Minggu, 15 Februari 2009

Fenomena Ponari Efek Diskriminasi Kesehatan

SAMPAI detik ini, masyarakat Indonesia masih dihebohkan dengan bocah cilik asal Jombang Jawa Timur, bernama Ponari yang tiba-tiba mendapat kemampuan untuk mengobati berbagai penyakit dengan sebuah batu yang dicelupkan ke dalam air minum. Akibat ekspos media massa yang luar biasa, dengan cepat pula puluhan ribu orang dari berbagai kota, khususnya di Jawa memadati dusun tempat tinggal Ponari di Jombang.

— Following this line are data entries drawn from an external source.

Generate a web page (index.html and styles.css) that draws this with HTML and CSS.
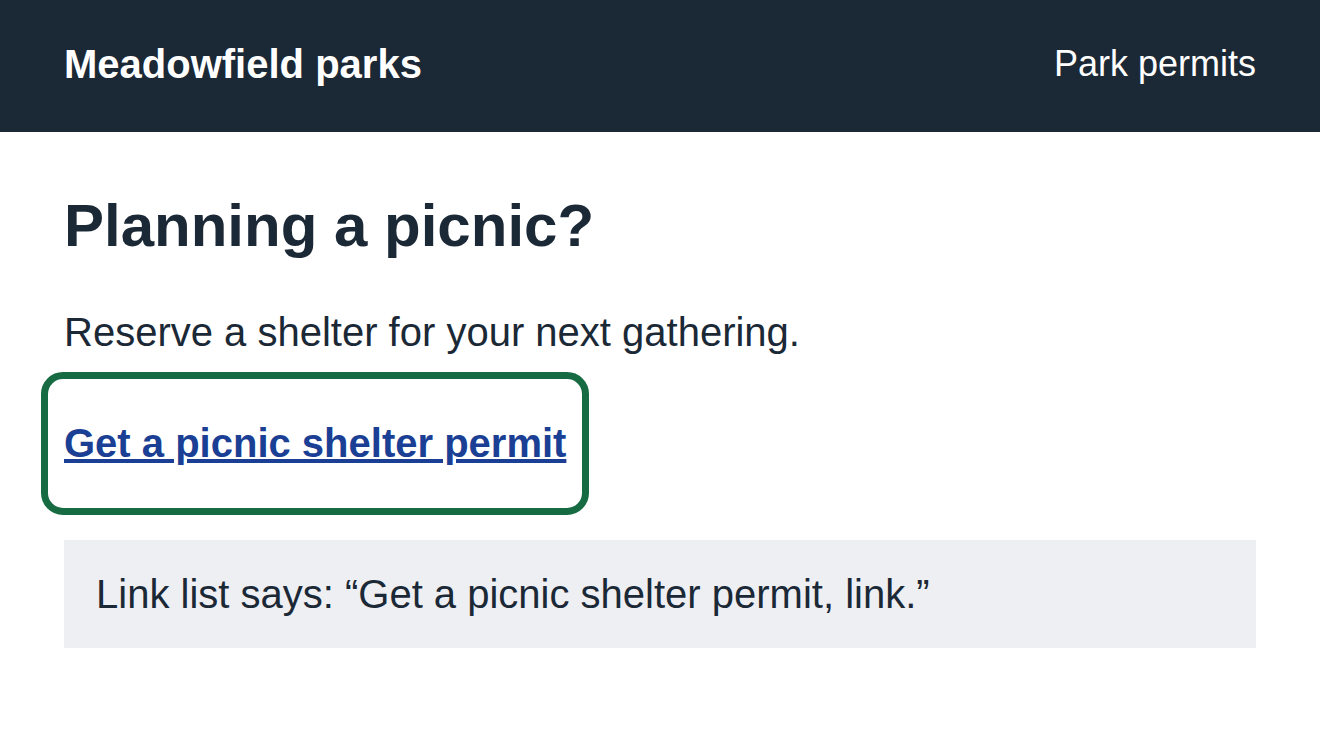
FILE: index.html
```html
<!DOCTYPE html>
<html lang="en">
<head>
	<meta charset="utf-8" />
	<title>Meadowfield parks</title>
	<link rel="stylesheet" href="styles.css">
</head>
<body>
	<header class="site-header">
		<a class="brand" href="#">Meadowfield parks</a>
		<a class="nav-link" href="#">Park permits</a>
	</header>
	<main class="page">
		<h1 class="title">Planning a picnic?</h1>
		<p class="lead">Reserve a shelter for your next gathering.</p>
		<div class="focus-ring">
			<a class="permit-link" href="#">Get a picnic shelter permit</a>
		</div>
		<div class="announce">Link list says: “Get a picnic shelter permit, link.”</div>
	</main>
</body>
</html>
```

FILE: styles.css
```css
body{
	margin: 0;
	background: #ffffff;
	color: #1b2836;
	font-family: "Liberation Sans", Arial, sans-serif;
}

.site-header{
	background: #1b2836;
	display: flex;
	justify-content: space-between;
	align-items: center;
	height: 128px;
	padding: 0 64px 4px 64px;
}

.brand{
	color: #ffffff;
	text-decoration: none;
	font-weight: bold;
	font-size: 40px;
}

.nav-link{
	color: #ffffff;
	text-decoration: none;
	font-size: 36px;
}

.page{
	padding: 58px 64px;
}

.title{
	margin: 0 0 40px 0;
	font-size: 60px;
	line-height: 72px;
	font-weight: bold;
}

.lead{
	margin: 0 0 10px 0;
	font-size: 40px;
	line-height: 60px;
}

/* focus ring drawn around the link */
.focus-ring{
	width: fit-content;
	margin-left: -23px;
	padding: 34px 16px 35px 16px;
	border: 7px solid #176b43;
	border-radius: 22px;
}

.permit-link{
	display: block;
	color: #1a3f94;
	font-size: 40px;
	line-height: 60px;
	font-weight: bold;
}

.announce{
	margin-top: 25px;
	background: #eeeff3;
	padding: 24px 32px;
	font-size: 40px;
	line-height: 60px;
}
```
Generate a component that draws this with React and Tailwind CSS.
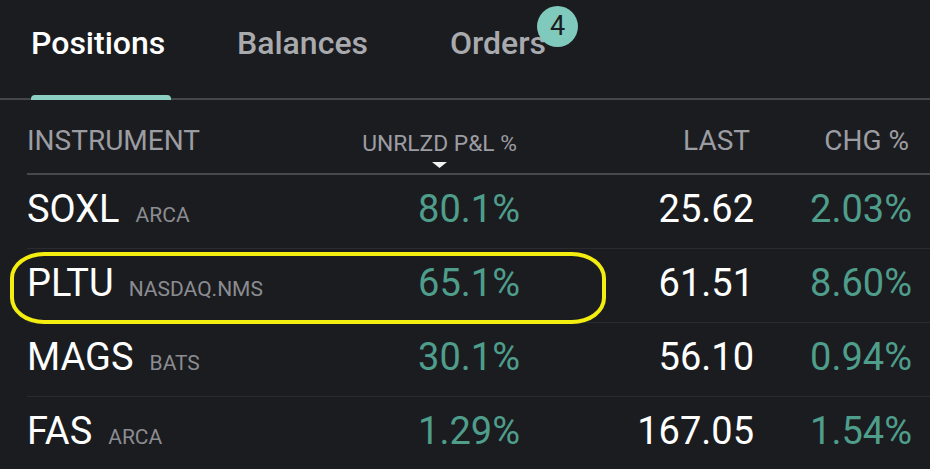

Kemampuan Ponari untuk menyembuhkan penyakit diakui oleh peneliti kesehatan tradisional Prof Dr dr Hariyadi Soeprapto, seperti dikutip Kompas, Kamis (12/2). Menurut Haryadi, fenomena pengobatan Ponari tak bisa hanya dianalisis dari sisi ilmiah. Semua orang seharusnya lebih bijaksana menghadapi fenomena Ponari ini, termasuk di dalamnya kemungkinan adanya kekuatan gaib pada diri Ponari yang tidak bisa dijelaskan dengan akal. Harus diakui bahwa masyarakat yang berduyun-duyun ke praktik Ponari melihat hal ini dari sisi kegunaan, dari sisi aksiologinya saja. Mereka tak butuh penjelasan ilmiah, mereka hanya ingin sembuh.

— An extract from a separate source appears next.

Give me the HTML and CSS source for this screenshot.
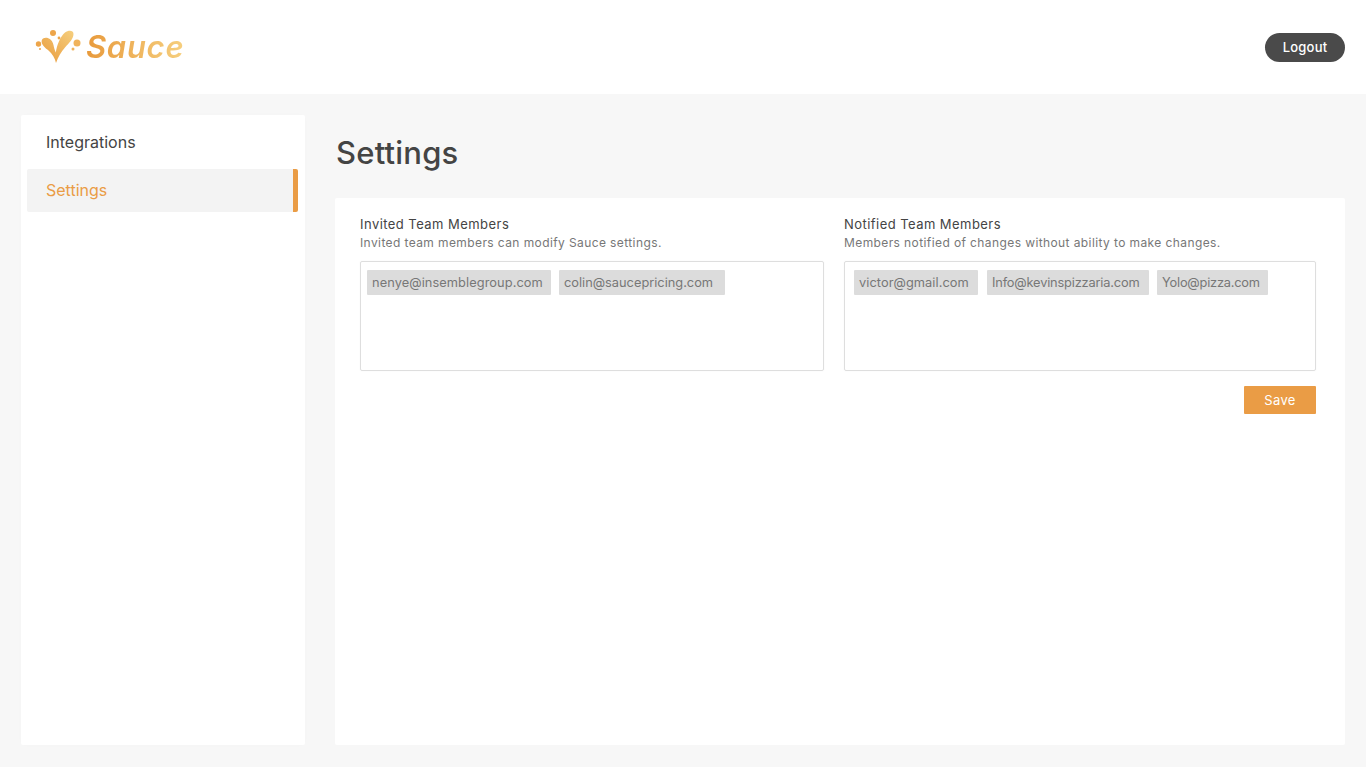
FILE: index.html
```html
<!DOCTYPE html>
<html lang="en">
<head>
<meta charset="utf-8">
<title>Sauce - Settings</title>
<link rel="stylesheet" href="styles.css">
</head>
<body>
<header class="topbar">
  <a class="logo" href="#">
    <svg class="logo-mark" width="47" height="36" viewBox="0 0 47 36" aria-hidden="true">
      <defs>
        <linearGradient id="lg" x1="0" y1="1" x2="1" y2="0">
          <stop offset="0" stop-color="#e89a3c"/>
          <stop offset="1" stop-color="#f6cf7e"/>
        </linearGradient>
      </defs>
      <path fill="url(#lg)" d="M21 34 C20 29 17.500 25 13 21 C7 17 5 12 8 9.500 C12 7.500 17 10 18.500 16 C19 19 19.800 21 20.800 23.500 C22 16 25 8 30 3.500 C33.500 .8 38.500 1 38.500 5 C38.500 10 34 14 30 18.500 C26 23 23 28 21 34 Z"/>
      <circle cx="18" cy="4" r="3" fill="#eda54a"/>
      <circle cx="24" cy="9" r="1.400" fill="#eda54a"/>
      <circle cx="3.500" cy="15" r="2.700" fill="#eda54a"/>
      <circle cx="5" cy="20" r="1" fill="#eda54a"/>
      <circle cx="42" cy="14" r="3.500" fill="#f0b35c"/>
      <circle cx="38" cy="20" r="1.500" fill="#f0b35c"/>
    </svg>
    <span class="logo-text">Sauce</span>
  </a>
  <button class="logout" type="button">Logout</button>
</header>
<div class="layout">
  <nav class="sidebar">
    <a class="nav-item" href="#">Integrations</a>
    <a class="nav-item active" href="#">Settings</a>
  </nav>
  <main class="main">
    <h1 class="page-title">Settings</h1>
    <section class="card">
      <div class="columns">
        <div class="field">
          <div class="field-label">Invited Team Members</div>
          <div class="field-help">Invited team members can modify Sauce settings.</div>
          <div class="tag-box tag-box-left">
            <span class="tag">nenye@insemblegroup.com</span>
            <span class="tag">colin@saucepricing.com</span>
          </div>
        </div>
        <div class="field">
          <div class="field-label">Notified Team Members</div>
          <div class="field-help">Members notified of changes without ability to make changes.</div>
          <div class="tag-box tag-box-right">
            <span class="tag">victor@gmail.com</span>
            <span class="tag">Info@kevinspizzaria.com</span>
            <span class="tag">Yolo@pizza.com</span>
          </div>
        </div>
      </div>
      <div class="actions"><button class="save" type="button">Save</button></div>
    </section>
  </main>
</div>
</body>
</html>
```
FILE: styles.css
```css
* { box-sizing: border-box; }
html, body { height: 100%; }
body {
  margin: 0;
  height: 767px;
  overflow: hidden;
  display: flex;
  flex-direction: column;
  background: #f7f7f7;
  color: #444;
  font-family: "Inter", "Open Sans", sans-serif;
}
a { text-decoration: none; color: inherit; }
.topbar {
  height: 94px;
  flex: none;
  display: flex;
  align-items: center;
  justify-content: space-between;
  padding: 0 21px 0 35px;
  background: #fff;
}
.logo { display: flex; align-items: center; gap: 4px; }
.logo-mark { display: block; }
.logo-text {
  font-family: "Inter", sans-serif;
  font-style: italic;
  font-weight: 600;
  font-size: 31px;
  letter-spacing: .7px;
  line-height: 36px;
  background: linear-gradient(90deg, #e89a3c, #f6cf7e);
  -webkit-background-clip: text;
  background-clip: text;
  color: transparent;
}
.logout {
  width: 80px;
  height: 29px;
  padding: 0;
  border: 0;
  border-radius: 15px;
  background: #4a4a4a;
  color: #fff;
  font: 500 13px "Inter", sans-serif;
  letter-spacing: .2px;
}
.layout {
  flex: 1;
  display: flex;
  gap: 30px;
  min-height: 0;
  padding: 21px 21px 22px;
}
.sidebar {
  width: 284px;
  flex: none;
  display: flex;
  flex-direction: column;
  gap: 5px;
  padding: 6px 7px 6px 6px;
  background: #fff;
  border-radius: 2px;
  box-shadow: 0 0 8px rgba(0,0,0,.012);
}
.nav-item {
  height: 43px;
  display: flex;
  align-items: center;
  padding: 0 0 2px 19px;
  font-size: 16px;
  color: #444;
  border-radius: 2px;
}
.nav-item.active {
  background: #f3f3f3;
  color: #ea9c45;
  border-right: 5px solid #ea9c45;
}
.main {
  flex: 1;
  min-width: 0;
  display: flex;
  flex-direction: column;
}
.page-title {
  margin: -2px 0 0;
  height: 85px;
  padding: 0 0 6px 1px;
  display: flex;
  align-items: center;
  font-size: 31px;
  font-weight: 500;
  letter-spacing: .2px;
  color: #444;
}
.card {
  flex: 1;
  padding: 17px 29px 0 25px;
  background: #fff;
  border-radius: 2px;
}
.columns {
  display: grid;
  grid-template-columns: 464px 472px;
  column-gap: 20px;
}
.field-label {
  font-size: 13px;
  line-height: 18px;
  letter-spacing: .45px;
  color: #444;
}
.field-help {
  margin: 1px 0 9px;
  font-size: 12px;
  line-height: 18px;
  letter-spacing: .4px;
  color: #777;
}
.tag-box {
  height: 110px;
  display: flex;
  align-items: flex-start;
  gap: 8px;
  padding-top: 8px;
  border: 1px solid #dedede;
  border-radius: 2px;
  box-shadow: 0 0 2px rgba(0,0,0,.04);
}
.tag-box-left { padding-left: 6px; }
.tag-box-right { padding-left: 9px; }
.tag {
  height: 25px;
  display: flex;
  align-items: center;
  padding: 0 5px;
  background: #dcdcdc;
  border-radius: 1px;
  font-size: 12.800px;
  color: #777;
  white-space: nowrap;
}
.tag-box-left .tag:nth-child(1) { width: 184px; letter-spacing: .08px; }
.tag-box-left .tag:nth-child(2) { width: 166px; }
.tag-box-right .tag:nth-child(1) { width: 124px; margin-right: 1px; letter-spacing: .06px; }
.tag-box-right .tag:nth-child(2) { width: 162px; letter-spacing: -.17px; }
.tag-box-right .tag:nth-child(3) { width: 111px; letter-spacing: -.2px; }
.actions {
  display: flex;
  justify-content: flex-end;
  margin-top: 15px;
}
.save {
  width: 72px;
  height: 28px;
  padding: 0;
  border: 0;
  border-radius: 1px;
  background: #ea9c45;
  color: #fff;
  font: 400 13px "Inter", sans-serif;
  letter-spacing: .3px;
}
```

Itulah sebabnya, meskipun praktek pengobatan dukun cilik Ponari sudah memakan korban empat orang tewas terinjak-injak karena berdesakan saat antre di gang sempit menuju rumah Ponari tidak menyurutkan ribuan orang untuk datang berobat. Juga walaupun sudah diumumkan praktek pengobatan dukun cilik Ponari ditutup sejak beberapa hari lalu, orang tetap nekad menunggu, bahkan ada yang sampai berhari-hari menginap di rumah penduduk setempat agar bisa disembuhkan oleh Ponari.

Kita dibuat terpana. Mungkin saja Ponari atau batu ajaib yang ditemukan Ponari punya kekuatan gaib untuk bisa menyembuhkan penyakit. Tetapi ada pelajaran yang bisa dipetik dari fenomena berduyun-duyunnya ribuan orang untuk berobat ke Ponari yang konon hanya memungut bayaran Rp 2.000 per orang.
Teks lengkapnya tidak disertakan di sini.